I used to and often still do inheritance like schemes in C like this

#define X_BASE  \
   char   *name


struct x
{
   X_BASE;
};


// y inherits from x
#define Y_BASE \
   X_BASE;     \
   int   info

struct y
{
   Y_BASE;
};

and so on. This means that the member layout of struct x and struct y is identical for the common members. Therefore you can use a function operating on struct x also on struct y (with casting).

e.g.


static inline char   *x_get_name( struct x *p)
{
   return( p->name);
}

static inline char   *y_get_name( struct y *p)
{
   return( x_get_name((struct x *) p));
}

As you can imagine, this necessitates a lot of casting, when using struct x functions from struct y code.

An alternative way

struct x
{
   char   *name;
};

struct y
{
   struct x   base;
   int        info;
};

It’s hopefully obvious that here

struct y   a_y;

assert( (void *) &a_y == (void *) &a_y.base);

the only difference between &a_y and &a_y.base is the pointer type. The pointer value is the same. Now I know this and the compiler knows this too.

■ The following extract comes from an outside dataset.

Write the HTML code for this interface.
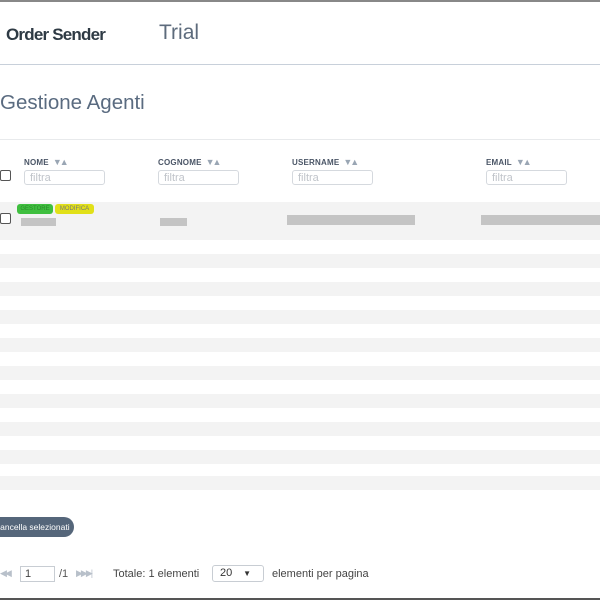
<!DOCTYPE html>
<html><head><style>
body{margin:0;width:600px;height:600px;overflow:hidden;background:#fff;font-family:"Liberation Sans",sans-serif;position:relative}
.a{position:absolute}
.th{font-size:8px;font-weight:bold;color:#4a5566;letter-spacing:.2px}
.th span{color:#9aa6b4;font-size:9px;letter-spacing:-2px;margin-left:4px}
.f{position:absolute;height:15px;width:81px;border:1px solid #d5d9de;border-radius:3px;font-size:11px;color:#c0c4ca;padding-left:5px;box-sizing:border-box;line-height:14px}
.cb{position:absolute;width:9px;height:9px;border:1px solid #555;border-radius:2px;background:#fff}
.s{position:absolute;left:0;width:600px;height:14px;background:#f3f3f3}
.g{position:absolute;background:#c4c4c4;height:10px}
</style></head><body>
<div class="a" style="left:0;top:0;width:600px;height:2px;background:#888"></div>
<div class="a" style="left:0;top:598px;width:600px;height:2px;background:#555"></div>
<div class="a" style="left:6px;top:25px;font-size:17px;font-weight:bold;color:#2e3a44;letter-spacing:-0.8px">Order Sender</div>
<div class="a" style="left:159px;top:21px;font-size:21px;color:#5d6b7c">Trial</div>
<div class="a" style="left:0;top:64px;width:600px;height:1px;background:#c8d0da"></div>
<div class="a" style="left:0;top:91px;font-size:20.5px;color:#5a6b80">Gestione Agenti</div>
<div class="a" style="left:0;top:139px;width:600px;height:1px;background:#e8eaec"></div>
<div class="cb" style="left:0;top:170px"></div>
<div class="a th" style="left:24px;top:157px">NOME<span>▼▲</span></div>
<div class="a th" style="left:158px;top:157px">COGNOME<span>▼▲</span></div>
<div class="a th" style="left:292px;top:157px">USERNAME<span>▼▲</span></div>
<div class="a th" style="left:486px;top:157px">EMAIL<span>▼▲</span></div>
<div class="f" style="left:24px;top:170px">filtra</div>
<div class="f" style="left:158px;top:170px">filtra</div>
<div class="f" style="left:292px;top:170px">filtra</div>
<div class="f" style="left:486px;top:170px">filtra</div>
<div class="a" style="left:0;top:202px;width:600px;height:38px;background:#f3f3f3"></div>
<div class="cb" style="left:0;top:213px"></div>
<div class="a" style="left:17px;top:204px;width:36px;height:10px;background:#3fbf3f;border-radius:3px;font-size:6px;color:#2a8a2a;line-height:10px;text-align:center">GESTORE</div>
<div class="a" style="left:55px;top:204px;width:39px;height:10px;background:#e1e018;border-radius:3px;font-size:6px;color:#777;line-height:10px;text-align:center">MODIFICA</div>
<div class="g" style="left:21px;top:218px;width:35px;height:8px"></div>
<div class="g" style="left:160px;top:218px;width:27px;height:8px"></div>
<div class="g" style="left:287px;top:215px;width:128px"></div>
<div class="g" style="left:481px;top:215px;width:119px"></div>
<div class="s" style="top:254px"></div><div class="s" style="top:282px"></div><div class="s" style="top:310px"></div>
<div class="s" style="top:338px"></div><div class="s" style="top:366px"></div><div class="s" style="top:394px"></div>
<div class="s" style="top:422px"></div><div class="s" style="top:450px"></div><div class="s" style="top:476px"></div>
<div class="a" style="left:-10px;top:517px;width:84px;height:20px;background:#55667a;border-radius:10px"></div>
<div class="a" style="left:-6px;top:517px;height:20px;color:#fff;font-size:8.5px;line-height:20px;white-space:nowrap">Cancella selezionati</div>
<div class="a" style="left:0;top:568px;font-size:9px;color:#b8c0ca;letter-spacing:-2px">◀◀</div>
<div class="a" style="left:20px;top:566px;width:35px;height:16px;border:1px solid #c8cdd3;box-sizing:border-box;font-size:11px;color:#444;padding-left:4px;line-height:14px">1</div>
<div class="a" style="left:59px;top:568px;font-size:11px;color:#555">/1</div>
<div class="a" style="left:76px;top:568px;font-size:9px;color:#b8c0ca;letter-spacing:-2px">▶▶▶|</div>
<div class="a" style="left:113px;top:568px;font-size:11px;color:#444">Totale: 1 elementi</div>
<div class="a" style="left:212px;top:565px;width:52px;height:17px;border:1px solid #c8cdd3;border-radius:3px;box-sizing:border-box;font-size:11px;color:#333;padding-left:7px;line-height:15px">20<span style="position:absolute;right:12px;font-size:8px">▼</span></div>
<div class="a" style="left:272px;top:568px;font-size:11px;color:#444">elementi per pagina</div>
</body></html>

So imagine the compiler wouldn’t complain on pointer type if the struct doesn’t match but the first member does. This would make this kind of inheritance convenient, because I wouldn’t have to cast so much.

In the example above, one would not need or want to code y_get_name

It’s not technically wrong, the pointer does match. In this sense the pointer to a struct y has really a dual type, it matches struct y * and struct x *.

Furthermore struct y * will eventually also match char **, because char * is the first member of struct x. This is also not wrong but intended.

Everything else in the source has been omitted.